§ **Your instructions**
Leave out any pictures and transcribe all other data below exactly.

§ **Data shown**
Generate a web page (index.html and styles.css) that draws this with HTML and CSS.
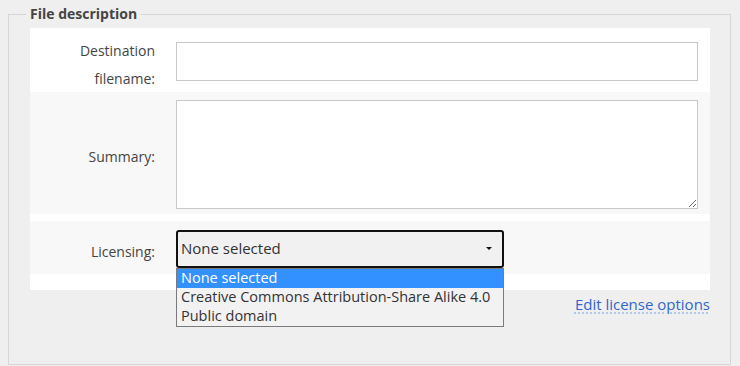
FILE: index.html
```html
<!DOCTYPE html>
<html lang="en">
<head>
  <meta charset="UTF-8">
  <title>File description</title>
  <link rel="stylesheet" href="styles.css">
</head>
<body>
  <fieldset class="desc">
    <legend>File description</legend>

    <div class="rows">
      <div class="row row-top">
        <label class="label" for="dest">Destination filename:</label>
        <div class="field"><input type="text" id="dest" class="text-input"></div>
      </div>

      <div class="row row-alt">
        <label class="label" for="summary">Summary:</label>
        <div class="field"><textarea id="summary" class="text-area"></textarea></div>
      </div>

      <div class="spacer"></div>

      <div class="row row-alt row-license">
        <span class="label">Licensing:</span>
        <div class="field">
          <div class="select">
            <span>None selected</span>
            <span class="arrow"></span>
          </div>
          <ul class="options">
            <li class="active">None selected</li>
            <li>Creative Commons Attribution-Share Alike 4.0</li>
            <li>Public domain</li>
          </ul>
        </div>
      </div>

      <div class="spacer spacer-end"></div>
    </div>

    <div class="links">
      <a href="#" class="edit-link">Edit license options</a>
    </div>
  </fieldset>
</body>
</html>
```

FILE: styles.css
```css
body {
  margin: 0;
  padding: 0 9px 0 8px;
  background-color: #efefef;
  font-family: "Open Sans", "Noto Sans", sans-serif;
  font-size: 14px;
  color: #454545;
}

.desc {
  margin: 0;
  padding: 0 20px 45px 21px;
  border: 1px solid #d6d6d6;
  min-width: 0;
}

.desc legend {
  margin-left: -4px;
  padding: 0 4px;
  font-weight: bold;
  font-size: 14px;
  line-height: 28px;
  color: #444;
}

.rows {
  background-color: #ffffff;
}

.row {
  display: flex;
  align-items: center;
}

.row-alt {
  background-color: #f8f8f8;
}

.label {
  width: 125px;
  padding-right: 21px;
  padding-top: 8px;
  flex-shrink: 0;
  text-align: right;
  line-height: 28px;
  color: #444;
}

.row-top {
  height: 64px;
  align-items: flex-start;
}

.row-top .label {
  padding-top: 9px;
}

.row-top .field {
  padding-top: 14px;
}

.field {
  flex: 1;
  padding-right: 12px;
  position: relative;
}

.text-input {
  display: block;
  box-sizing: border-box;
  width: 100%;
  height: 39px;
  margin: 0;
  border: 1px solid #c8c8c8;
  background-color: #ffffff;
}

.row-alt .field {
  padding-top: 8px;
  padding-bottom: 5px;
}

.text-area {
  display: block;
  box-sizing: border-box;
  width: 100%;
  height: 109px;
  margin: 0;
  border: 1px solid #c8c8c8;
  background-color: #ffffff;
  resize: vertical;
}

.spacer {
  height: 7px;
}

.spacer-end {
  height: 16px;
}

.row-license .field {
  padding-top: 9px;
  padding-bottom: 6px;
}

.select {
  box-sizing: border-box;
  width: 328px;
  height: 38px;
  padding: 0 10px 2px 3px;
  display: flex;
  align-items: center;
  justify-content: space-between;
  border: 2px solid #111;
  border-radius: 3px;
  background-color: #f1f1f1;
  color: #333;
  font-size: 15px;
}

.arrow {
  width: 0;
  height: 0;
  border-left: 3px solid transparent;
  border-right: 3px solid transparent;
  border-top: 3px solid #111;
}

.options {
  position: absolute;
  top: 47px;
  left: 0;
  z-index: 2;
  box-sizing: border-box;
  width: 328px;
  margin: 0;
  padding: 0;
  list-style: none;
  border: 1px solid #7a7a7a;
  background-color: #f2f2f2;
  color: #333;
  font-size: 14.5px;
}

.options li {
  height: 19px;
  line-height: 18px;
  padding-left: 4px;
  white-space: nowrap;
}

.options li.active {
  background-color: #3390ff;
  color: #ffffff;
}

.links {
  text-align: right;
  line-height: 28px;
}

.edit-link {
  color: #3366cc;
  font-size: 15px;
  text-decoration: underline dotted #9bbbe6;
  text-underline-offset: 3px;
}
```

§ **Output for this task**
Generate a web page (index.html and styles.css) that draws this with HTML and CSS.
FILE: index.html
```html
<!DOCTYPE html>
<html lang="en">
<head>
  <meta charset="UTF-8">
  <title>File description</title>
  <link rel="stylesheet" href="styles.css">
</head>
<body>
  <fieldset class="desc">
    <legend>File description</legend>

    <div class="rows">
      <div class="row row-top">
        <label class="label" for="dest">Destination filename:</label>
        <div class="field"><input type="text" id="dest" class="text-input"></div>
      </div>

      <div class="row row-alt">
        <label class="label" for="summary">Summary:</label>
        <div class="field"><textarea id="summary" class="text-area"></textarea></div>
      </div>

      <div class="spacer"></div>

      <div class="row row-alt row-license">
        <span class="label">Licensing:</span>
        <div class="field">
          <div class="select">
            <span>None selected</span>
            <span class="arrow"></span>
          </div>
          <ul class="options">
            <li class="active">None selected</li>
            <li>Creative Commons Attribution-Share Alike 4.0</li>
            <li>Public domain</li>
          </ul>
        </div>
      </div>

      <div class="spacer spacer-end"></div>
    </div>

    <div class="links">
      <a href="#" class="edit-link">Edit license options</a>
    </div>
  </fieldset>
</body>
</html>
```

FILE: styles.css
```css
body {
  margin: 0;
  padding: 0 9px 0 8px;
  background-color: #efefef;
  font-family: "Open Sans", "Noto Sans", sans-serif;
  font-size: 14px;
  color: #454545;
}

.desc {
  margin: 0;
  padding: 0 20px 45px 21px;
  border: 1px solid #d6d6d6;
  min-width: 0;
}

.desc legend {
  margin-left: -4px;
  padding: 0 4px;
  font-weight: bold;
  font-size: 14px;
  line-height: 28px;
  color: #444;
}

.rows {
  background-color: #ffffff;
}

.row {
  display: flex;
  align-items: center;
}

.row-alt {
  background-color: #f8f8f8;
}

.label {
  width: 125px;
  padding-right: 21px;
  padding-top: 8px;
  flex-shrink: 0;
  text-align: right;
  line-height: 28px;
  color: #444;
}

.row-top {
  height: 64px;
  align-items: flex-start;
}

.row-top .label {
  padding-top: 9px;
}

.row-top .field {
  padding-top: 14px;
}

.field {
  flex: 1;
  padding-right: 12px;
  position: relative;
}

.text-input {
  display: block;
  box-sizing: border-box;
  width: 100%;
  height: 39px;
  margin: 0;
  border: 1px solid #c8c8c8;
  background-color: #ffffff;
}

.row-alt .field {
  padding-top: 8px;
  padding-bottom: 5px;
}

.text-area {
  display: block;
  box-sizing: border-box;
  width: 100%;
  height: 109px;
  margin: 0;
  border: 1px solid #c8c8c8;
  background-color: #ffffff;
  resize: vertical;
}

.spacer {
  height: 7px;
}

.spacer-end {
  height: 16px;
}

.row-license .field {
  padding-top: 9px;
  padding-bottom: 6px;
}

.select {
  box-sizing: border-box;
  width: 328px;
  height: 38px;
  padding: 0 10px 2px 3px;
  display: flex;
  align-items: center;
  justify-content: space-between;
  border: 2px solid #111;
  border-radius: 3px;
  background-color: #f1f1f1;
  color: #333;
  font-size: 15px;
}

.arrow {
  width: 0;
  height: 0;
  border-left: 3px solid transparent;
  border-right: 3px solid transparent;
  border-top: 3px solid #111;
}

.options {
  position: absolute;
  top: 47px;
  left: 0;
  z-index: 2;
  box-sizing: border-box;
  width: 328px;
  margin: 0;
  padding: 0;
  list-style: none;
  border: 1px solid #7a7a7a;
  background-color: #f2f2f2;
  color: #333;
  font-size: 14.5px;
}

.options li {
  height: 19px;
  line-height: 18px;
  padding-left: 4px;
  white-space: nowrap;
}

.options li.active {
  background-color: #3390ff;
  color: #ffffff;
}

.links {
  text-align: right;
  line-height: 28px;
}

.edit-link {
  color: #3366cc;
  font-size: 15px;
  text-decoration: underline dotted #9bbbe6;
  text-underline-offset: 3px;
}
```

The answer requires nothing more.